**Given exercise:** Extract each line from the entries below that has the string "screenshot" in it.
[start of Raw data]
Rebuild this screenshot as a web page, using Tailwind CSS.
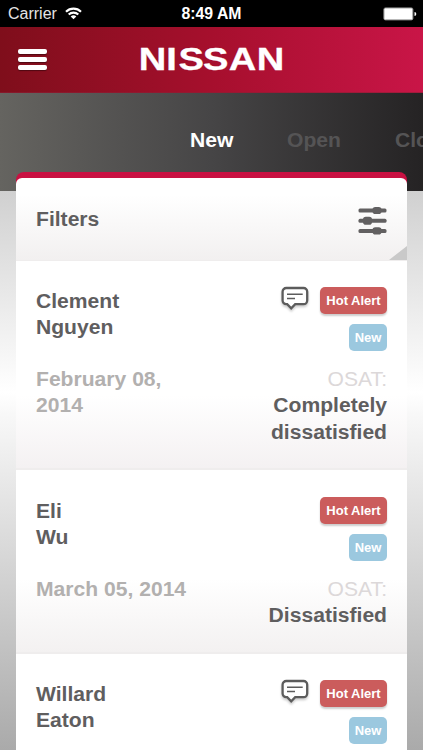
<!DOCTYPE html>
<html lang="en">
<head>
<meta charset="utf-8">
<title>Nissan alerts</title>
<script src="https://cdn.jsdelivr.net/npm/@tailwindcss/browser@4"></script>
</head>
<body class="w-[423px] h-[750px] overflow-hidden font-['Liberation_Sans',Arial,sans-serif] text-[21.1px] leading-[26.4px] font-bold text-[#5f5e5f] bg-[#b0b0b0]">
<svg class="hidden">
  <symbol id="comment" viewBox="0 0 28 28">
    <path d="M5.300 2h17.200a3.700 3.700 0 0 1 3.700 3.700v8.800a3.700 3.700 0 0 1-3.700 3.700h-8.300l-4 4.200-4-4.200h-.9a3.700 3.700 0 0 1-3.700-3.700v-8.800a3.700 3.700 0 0 1 3.700-3.700z" fill="#fff" stroke="#5c5c5c" stroke-width="2.300"/>
    <path d="M6 8.300h15.700M6 12.500h8" stroke="#5c5c5c" stroke-width="1.600"/>
  </symbol>
</svg>
<header class="bg-black h-[27px] grid grid-cols-3 items-center px-2 text-white text-[16px] leading-[27px]">
  <div class="flex items-center gap-2 font-normal text-[#e4e4e4]"><span>Carrier</span>
    <svg width="17" height="13" viewBox="0 0 17 13" fill="none" stroke="#fff" stroke-width="2.100"><path d="M1 4.700a10.600 10.600 0 0 1 15 0M3.700 7.600a6.800 6.800 0 0 1 9.600 0"/><path d="M5.700 9.500a4 4 0 0 1 5.600 0L8.500 12.300z" fill="#fff" stroke="none"/></svg>
  </div>
  <div class="text-center text-[15.800px]">8:49 AM</div>
  <div class="flex justify-end">
    <svg class="-mr-[2px]" width="34" height="14" viewBox="0 0 34 14"><rect x=".9" y=".9" width="29" height="12" rx="1.500" fill="#fff" stroke="#8d8d8d"/><rect x="2" y="2" width="26.800" height="9.800" fill="#fff"/><path d="M31.500 5q1.800 0 1.800 2t-1.800 2z" fill="#fff"/></svg>
  </div>
</header>
<nav class="h-[66px] flex items-center justify-between bg-linear-to-r from-[#7f0e1b] via-[#a60f2d] to-[#c91547] border-b border-[#8b2036]/60 pl-[18px] pr-[137px]">
  <div class="flex flex-col gap-[3px] w-[29px]">
    <i class="h-[5px] rounded-[2px] bg-white shadow-[0_1px_1px_#0006]"></i><i class="h-[5px] rounded-[2px] bg-white shadow-[0_1px_1px_#0006]"></i><i class="h-[5px] rounded-[2px] bg-white shadow-[0_1px_1px_#0006]"></i>
  </div>
  <svg width="149" height="34" viewBox="0 0 149 34"><text transform="scale(1.25 1)" x="1.400 23.500 33.300 52.900 73.400 95.900" y="27.500" font-family="Liberation Sans" font-weight="bold" font-size="30.500" fill="#fff" stroke="#fff" stroke-width=".3">NISSAN</text></svg>
</nav>
<div class="h-[98px] overflow-hidden bg-linear-to-r from-[#656460] from-0% via-[#464546] via-50% to-[#252324]">
  <div class="flex pt-[34px] pl-[190px] gap-[54px] whitespace-nowrap">
    <span class="text-white w-[43px]">New</span><span class="text-[#555455] w-[54px]">Open</span><span class="text-[#555455]">Closed</span>
  </div>
</div>
<main class="flex items-start h-[559px] px-4 bg-[linear-gradient(to_bottom,#d0d0d0_0,#fff_36%,#f8f8f8_40%,#aaa_100%)]">
  <section class="relative -mt-[19px] w-[391px] h-[578px] overflow-hidden rounded-t-[8px] bg-[#c91142] pt-[6px]">
    <div class="relative h-[83px] rounded-t-[6px] bg-linear-to-b from-white from-20% to-[#f2f0f0] border-b border-[#efeded] flex items-start justify-between pl-5 pr-5 pt-[28px]">
      <span>Filters</span>
      <svg class="mt-[1px]" width="29" height="28" viewBox="0 0 29 28" fill="#626061"><rect x=".5" y="1.400" width="28" height="4" rx="1.500"/><rect x=".5" y="11.700" width="28" height="4" rx="1.500"/><rect x=".5" y="21.900" width="28" height="4" rx="1.500"/><rect x="14.500" y="0" width="9" height="7" rx="2.800"/><rect x="5" y="9.700" width="9" height="8" rx="2.800"/><rect x="14.500" y="20.200" width="9" height="7.300" rx="2.800"/></svg>
      <svg class="absolute right-0 bottom-0" width="18" height="14"><path d="M18 0v14H0z" fill="#c9c9c9"/></svg>
    </div>
    <article class="h-[209px] bg-linear-to-b from-white from-65% to-[#f4f1f2] border-b-2 border-[#efeded] px-5 pt-[27px]">
      <div class="flex justify-between h-[78px]">
        <div>Clement<br>Nguyen</div>
        <div class="flex items-start gap-[11px]">
          <svg class="w-[28px] h-[28px] -mt-[2px] drop-shadow-[0_2px_1px_#0003]"><use href="#comment"/></svg>
          <div class="flex flex-col items-end gap-[10px] -mt-[1px] text-[13px] leading-[27px] text-white">
            <span class="h-[27px] w-[67px] text-center rounded-[5px] bg-[#cb5c5c] shadow-[0_2px_2px_#0003]">Hot Alert</span>
            <span class="h-[27px] w-[38px] text-center rounded-[5px] bg-[#9bc8df]">New</span>
          </div>
        </div>
      </div>
      <div class="flex justify-between">
        <div class="text-[#b2b0af]">February 08,<br>2014</div>
        <div class="text-right"><span class="font-normal text-[#dcd8d9]">OSAT:</span><br>Completely<br>dissatisfied</div>
      </div>
    </article>
    <article class="h-[184px] bg-linear-to-b from-white from-60% to-[#f3f1f1] border-b-2 border-[#efeded] px-5 pt-[28px]">
      <div class="flex justify-between h-[78px]">
        <div>Eli<br>Wu</div>
        <div class="flex flex-col items-end gap-[10px] -mt-[1px] text-[13px] leading-[27px] text-white">
          <span class="h-[27px] w-[67px] text-center rounded-[5px] bg-[#cb5c5c] shadow-[0_2px_2px_#0003]">Hot Alert</span>
          <span class="h-[27px] w-[38px] text-center rounded-[5px] bg-[#9bc8df]">New</span>
        </div>
      </div>
      <div class="flex justify-between">
        <div class="text-[#b2b0af]">March 05, 2014</div>
        <div class="text-right"><span class="font-normal text-[#dcd8d9]">OSAT:</span><br>Dissatisfied</div>
      </div>
    </article>
    <article class="h-[184px] bg-white px-5 pt-[27px]">
      <div class="flex justify-between h-[78px]">
        <div>Willard<br>Eaton</div>
        <div class="flex items-start gap-[11px]">
          <svg class="w-[28px] h-[28px] -mt-[2px] drop-shadow-[0_2px_1px_#0003]"><use href="#comment"/></svg>
          <div class="flex flex-col items-end gap-[10px] -mt-[1px] text-[13px] leading-[27px] text-white">
            <span class="h-[27px] w-[67px] text-center rounded-[5px] bg-[#cb5c5c] shadow-[0_2px_2px_#0003]">Hot Alert</span>
            <span class="h-[27px] w-[38px] text-center rounded-[5px] bg-[#9bc8df]">New</span>
          </div>
        </div>
      </div>
    </article>
  </section>
</main>
</body>
</html>
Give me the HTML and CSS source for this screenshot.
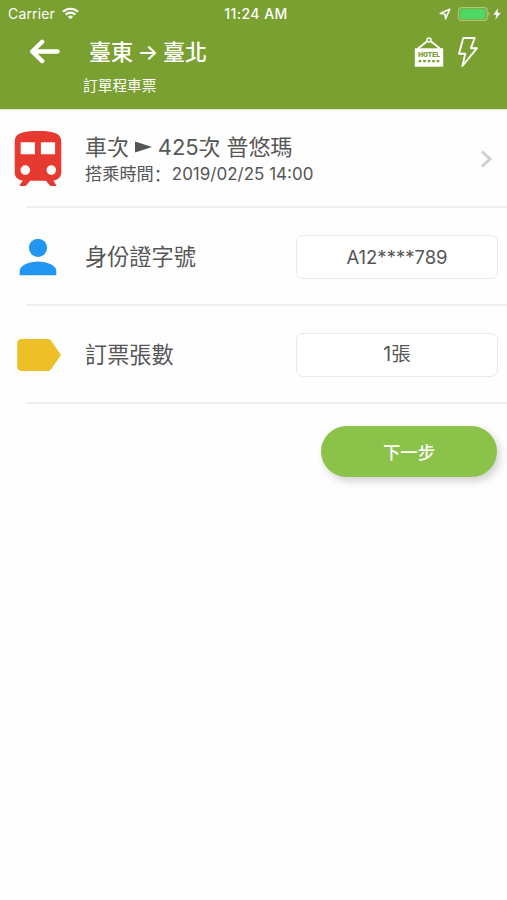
FILE: index.html
```html
<!DOCTYPE html>
<html lang="zh-Hant">
<head>
<meta charset="utf-8">
<title>訂單程車票</title>
<link rel="stylesheet" href="styles.css">
</head>
<body>
<header class="header">
  <div class="status">
    <div class="carrier">
      <span>Carrier</span>
      <svg class="wifi" width="17" height="13" viewBox="0 0 17 13" fill="none" stroke="#fff" stroke-width="2.2"><path d="M1 4.8a10.700 10.700 0 0 1 15 0M3.700 7.600a6.800 6.800 0 0 1 9.600 0"/><path d="M8.500 12.300 5.900 9.800a3.700 3.700 0 0 1 5.200 0z" fill="#fff" stroke="none"/></svg>
    </div>
    <time class="clock">11:24 AM</time>
    <div class="power">
      <svg width="12" height="12" viewBox="0 0 12 12" fill="none" stroke="#fff" stroke-width="1.5" stroke-linejoin="round"><path d="M10.700 1.200 1.200 5.400l4.800.7.6 4.800z"/></svg>
      <svg width="33" height="14" viewBox="0 0 33 14"><rect x=".6" y=".6" width="28.500" height="12.800" rx="2.800" fill="none" stroke="#b0c77f" stroke-width="1.2"/><rect x="2.200" y="2.100" width="25.200" height="9.800" rx="1.400" fill="#4cd964"/><path d="M30.400 4.800q2.800 2.200 0 4.400z" fill="#b0c77f"/></svg>
      <svg class="charge" width="8" height="12" viewBox="0 0 8 12" fill="#fff"><path d="M5.100.2.3 6.800h3.100L2.300 11.800l5.400-7H4.400z"/></svg>
    </div>
  </div>
  <div class="bar">
    <svg class="back" width="32" height="26" viewBox="0 0 32 26" fill="none" stroke="#fff" stroke-width="4.3" stroke-linecap="round" stroke-linejoin="round"><path d="M13.200 2.800 3.200 12.500l10 9.600M3.700 12.500h24.900"/></svg>
    <h1 class="route"><span>臺東</span><span class="to">→</span><span>臺北</span></h1>
    <svg class="hotel" width="30" height="32" viewBox="0 0 30 32">
      <path d="M3.500 13 12.800 5.500m4.400 0 9.300 7.500" fill="none" stroke="#fff" stroke-width="1.800"/>
      <circle cx="15" cy="4" r="2" fill="none" stroke="#fff" stroke-width="1.500"/>
      <path d="M.8 12.300h28.400v18.400H.8z" fill="#fff"/>
      <text class="sign" x="4.200" y="21.200" textLength="21.600" lengthAdjust="spacingAndGlyphs">HOTEL</text>
      <path d="M4.700 25.200h20.800" fill="none" stroke="#779f32" stroke-width="2.200" stroke-dasharray="2.600 1.900"/>
    </svg>
    <svg class="flash" width="22" height="32" viewBox="0 0 22 32" fill="none" stroke="#fff" stroke-width="1.900" stroke-linejoin="round"><path d="M6.300 2h11.400l-3.800 10.200H20L5.400 30l2.800-12.200H2z"/></svg>
  </div>
  <p class="subtitle">訂單程車票</p>
</header>
<main>
  <section class="row">
    <div class="icon">
      <svg width="48" height="58" viewBox="0 0 48 58"><path fill="#e63a30" fill-rule="evenodd" d="M24 1C8 1 .7 3.300.7 11.500v31c0 4.400 3.400 7.700 8 8L5.300 56h6.300l4.600-5.300h15.600l4.600 5.300h6.300l-3.400-5.500c4.600-.3 8-3.600 8-8v-31C47.300 3.300 40 1 24 1zM6.700 12.200h14.200v12H6.700zm20.200 0h14.200v12H26.900zM11.300 35.300a4.800 4.800 0 1 1 0 9.600 4.800 4.800 0 0 1 0-9.600zm26 0a4.800 4.800 0 1 1 0 9.600 4.800 4.800 0 0 1 0-9.600z"/></svg>
    </div>
    <div class="trip">
      <div class="train"><span>車次</span><svg width="17" height="12" viewBox="0 0 17 12"><path d="M0 .5 17 6 0 11.500z" fill="#555"/></svg><span>425次 普悠瑪</span></div>
      <div class="when">搭乘時間<span class="colon" lang="zh-Hans">：</span><span class="date">2019/02/25 14:00</span></div>
    </div>
    <svg class="chevron" width="14" height="20" viewBox="0 0 14 20" fill="none" stroke="#d0d0d0" stroke-width="3"><path d="m2 2.500 8 7.500-8 7.500"/></svg>
  </section>
  <section class="row">
    <div class="icon">
      <svg width="38" height="38" viewBox="0 0 38 38" fill="#2196f3"><circle cx="19" cy="9.800" r="9.100"/><path d="M.7 37.200v-4.500c0-6 12-9.100 18.300-9.100s18.300 3.100 18.300 9.100v4.500z"/></svg>
    </div>
    <h2 class="label">身份證字號</h2>
    <div class="field">A12****789</div>
  </section>
  <section class="row">
    <div class="icon tag">
      <svg width="46" height="34" viewBox="0 0 46 34"><path fill="#edc027" d="M5.800 1h25.400c1.900 0 3.100.6 4.100 2L45 17l-9.700 14c-1 1.400-2.200 2-4.100 2H5.800c-3 0-4.600-1.600-4.600-4.600V5.600C1.200 2.600 2.800 1 5.800 1z"/></svg>
    </div>
    <h2 class="label">訂票張數</h2>
    <div class="field count">1張</div>
  </section>
  <div class="actions"><button class="next" type="button">下一步</button></div>
</main>
</body>
</html>
```
FILE: styles.css
```css
* { box-sizing: border-box; }
body {
  margin: 0;
  min-height: 900px;
  background: #fefefe;
  color: #565656;
  font-family: Inter, "Noto Sans CJK TC", sans-serif;
}
svg { display: block; flex: none; }
.header {
  height: 110px;
  border-bottom: 1px solid #dfe8cf;
  background: #7aa032;
  color: #fff;
  overflow: hidden;
}
.status {
  display: grid;
  grid-template-columns: 1fr auto 1fr;
  align-items: center;
  height: 27px;
  padding: 0 6px 0 8px;
  font-size: 14px;
  line-height: 27px;
}
.carrier, .power { display: flex; align-items: center; }
.carrier { gap: 7px; letter-spacing: 0.15px; }
.clock { font-weight: 500; font-size: 14px; letter-spacing: 0.45px; padding-left: 3px; }
.power { justify-content: flex-end; gap: 7px; }
.charge { margin-left: -5px; }
.bar {
  display: flex;
  align-items: center;
  height: 49px;
  padding: 0 28px 0 29px;
}
.route {
  display: flex;
  align-items: center;
  flex: 1;
  margin: 0 0 0 28px;
  font-size: 22px;
  line-height: 32px;
  font-weight: 500;
}
.to { width: 30px; text-align: center; font-size: 22px; }
.hotel { margin-right: 13px; }
.sign { font: 900 6.5px Inter, sans-serif; fill: #779f32; }
.subtitle {
  margin: 0 0 0 83px;
  font-size: 14.7px;
  line-height: 20px;
}
.row {
  position: relative;
  display: flex;
  align-items: center;
  height: 98px;
  padding-right: 9px;
}
.row::after {
  content: "";
  position: absolute;
  left: 26px;
  right: 0;
  bottom: 0;
  height: 2px;
  background: #efefef;
}
.icon {
  display: flex;
  justify-content: center;
  width: 76px;
  margin-right: 9px;
}
.icon.tag { width: 77px; margin-right: 8px; }
.trip { flex: 1; padding-top: 1px; }
.chevron { margin-right: 4px; }
.train {
  display: flex;
  align-items: center;
  gap: 6px;
  font-size: 22px;
  line-height: 28px;
  letter-spacing: -0.1px;
}
.when { display: flex; font-size: 17.2px; line-height: 26px; }
.colon { width: 18px; font-family: "Noto Sans CJK SC", sans-serif; }
.date { font-size: 17px; }
.label {
  flex: 1;
  margin: 0;
  font-size: 22.2px;
  line-height: 32px;
  font-weight: 400;
}
.field {
  width: 202px;
  height: 44px;
  border: 1px solid #e9e9e9;
  border-radius: 7px;
  background: #fff;
  font-size: 18.5px;
  line-height: 42px;
  text-align: center;
}
.count { font-size: 19.5px; line-height: 40px; }
.actions {
  display: flex;
  justify-content: flex-end;
  padding: 22px 10px 0 0;
}
.next {
  width: 176px;
  height: 51px;
  border: 0;
  border-radius: 26px;
  background: #8bc34a;
  box-shadow: 3px 4px 8px rgba(0, 0, 0, 0.18);
  color: #fff;
  font: 500 17.4px/51px Inter, "Noto Sans CJK TC", sans-serif;
}
```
[end of Raw data]
**The reply:**
Rebuild this screenshot as a web page, using Tailwind CSS.
Give me the HTML and CSS source for this screenshot.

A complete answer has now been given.